Father Dámaso is so confident in the church’s power that he argues the government should not be able to interfere with its affairs, which is illustrated by his viewpoint on the cemetery matter. The lieutenant—who is employed by the government—disagrees strongly, providing the first example of the tension between the Catholic clergy and the government, one of the novel’s central conflicts.
It is not immediately clear why Father Dámaso greets Ibarra so coolly, considering that Ibarra believes they have a friendly relationship. In contrast, the lieutenant greets Ibarra affectionately, which hints that the conflict between Ibarra and Father Dámaso has to do with the earlier debate and aligns Ibarra with the government against the church, though he does not yet realize his position. Indeed, Ibarra is a controversial figure at the dinner for reasons neither he nor the reader yet understand. Father Dámaso furthers the tension between him and Ibarra when he scoffs at the education Ibarra has obtained, which indicates his lack of concern for education as a whole, something that will be relevant later in the novel. Yet the blond man’s belief that Filipinos would be better off if they never visited Europe shows that Ibarra’s education has, in fact, had a powerful impact on him, giving him a new perspective on life at home. The blond man wants Filipinos to remain submissive, which their isolation in the Philippines encourages.

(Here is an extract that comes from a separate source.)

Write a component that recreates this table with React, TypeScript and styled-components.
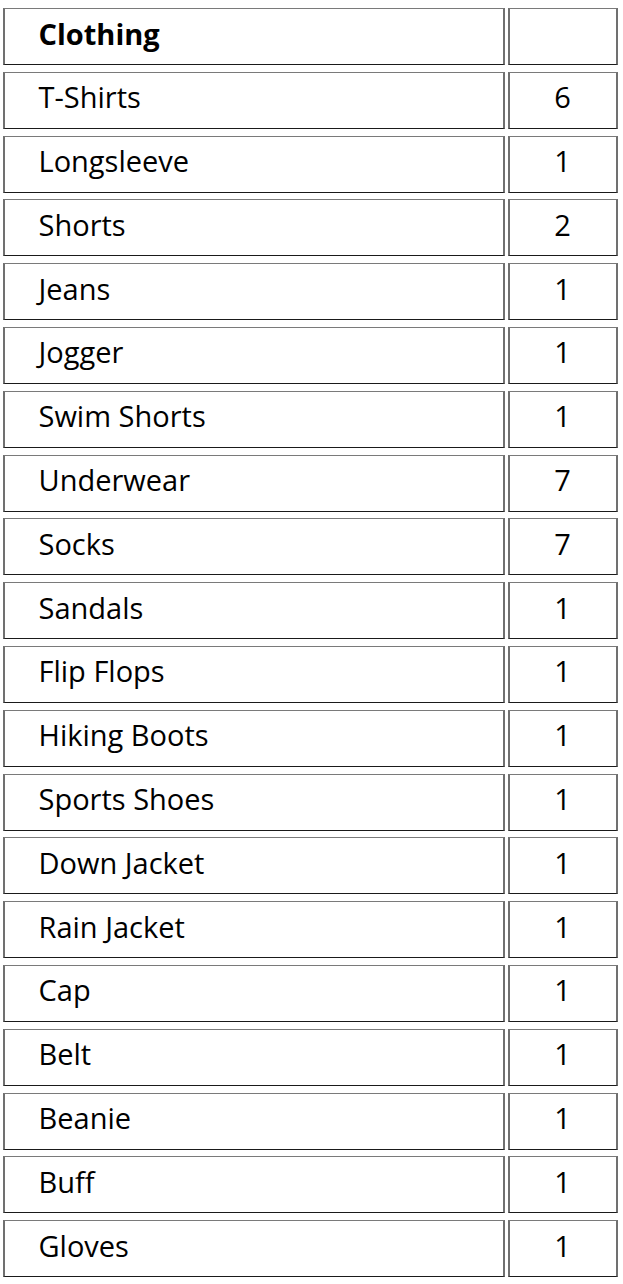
import React from "react";
import styled, { createGlobalStyle } from "styled-components";

const GlobalStyle = createGlobalStyle`
  html, body {
    margin: 0;
    padding: 0;
    background: #ffffff;
  }
  body {
    font-family: "Open Sans", "Noto Sans", Arial, sans-serif;
    color: #000000;
  }
`;

const Table = styled.div`
  display: grid;
  grid-template-columns: 502px 110px;
  grid-auto-rows: 57px;
  column-gap: 3px;
  row-gap: 6.8px;
  padding: 8px 0 0 2.5px;
`;

const Cell = styled.div<{ $num?: boolean; $head?: boolean }>`
  box-sizing: border-box;
  display: flex;
  align-items: center;
  justify-content: ${(p) => (p.$num ? "center" : "flex-start")};
  padding-left: ${(p) => (p.$num ? "0" : "34px")};
  padding-bottom: 7px;
  border-top: 1px solid #7a7a7a;
  border-left: 2px solid #707070;
  border-right: 2px solid #707070;
  border-bottom: 1.5px solid #1a1a1a;
  font-size: 29px;
  font-weight: ${(p) => (p.$head ? 700 : 400)};
  line-height: 1;
`;

const items: [string, number][] = [
  ["T-Shirts", 6],
  ["Longsleeve", 1],
  ["Shorts", 2],
  ["Jeans", 1],
  ["Jogger", 1],
  ["Swim Shorts", 1],
  ["Underwear", 7],
  ["Socks", 7],
  ["Sandals", 1],
  ["Flip Flops", 1],
  ["Hiking Boots", 1],
  ["Sports Shoes", 1],
  ["Down Jacket", 1],
  ["Rain Jacket", 1],
  ["Cap", 1],
  ["Belt", 1],
  ["Beanie", 1],
  ["Buff", 1],
  ["Gloves", 1],
];

function App() {
  return (
    <>
      <GlobalStyle />
      <Table>
        <Cell $head>Clothing</Cell>
        <Cell $num></Cell>
        {items.map(([name, qty]) => (
          <React.Fragment key={name}>
            <Cell>{name}</Cell>
            <Cell $num>{qty}</Cell>
          </React.Fragment>
        ))}
      </Table>
    </>
  );
}

export default App;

Lieutenant Guevara’s story about Ibarra’s father illuminates the systems of power and hierarchy in Philippine society. The church exerts a powerful influence: Don Rafael Ibarra’s refusal to attend confession makes him socially isolated and indirectly leads to his death, and being slandered as a “heretic” increases his punishment. Furthermore, social status and ethnic background are both very important, and inextricably tied together. When Don Rafael kills a Spanish tax collector, it’s an especially serious crime.